BOW AND ARROW FROM THE EARLY STONE AGE

Project title: Experiments with the manufacture and use of bow andarrow from the Ahrensburgian culture (10.000-9.000 BC)

 

Year: 2001

 

Abstract:

 

Among the Ahrensburgian finds from Northern Germany (from about 11.500 years ago), there are two pieces of pine wood which have been interpreted as parts of a bow. Pine wood is normally seen as being unsuited for the production of bows. The aim of the project is therefore, by way of reconstruction and practical experiments, to investigate whether the recovered pieces of pine wood could be the remains of a bow. This year’s experiments comprised the building of a pine wood bow with reconstructed contemporary flint tools.

 

The pine wood bow gave remarkably good results.
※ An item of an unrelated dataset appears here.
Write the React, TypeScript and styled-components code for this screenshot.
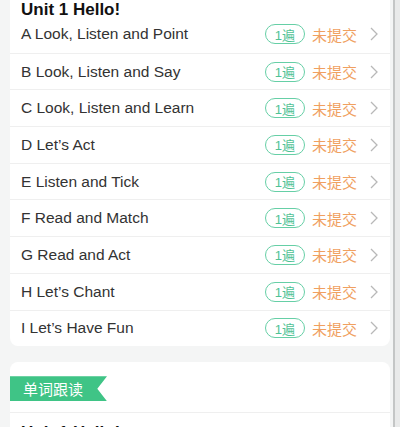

The reconstruction work was carried out using dry wood (seasoned for about 13 months) which involved a great deal of work and many blunt edges on the tools. The work must originally have been done with fresh wood. During the work and after the bow is finished it can dry out, but it is important that the last tillering is done in a dry state, as the final adjustments will otherwise be worthless. There is, furthermore, a great risk that the bow will break. The remaining task is to manufacture a bow string, which presumably should be of reindeer sinews, and a couple of arrows. The project’s preliminary results show that reindeer hunters could have used pine wood bows and that their manufacture is not a particularly difficult task. The time used is very reasonable with fresh, un-seasoned wood.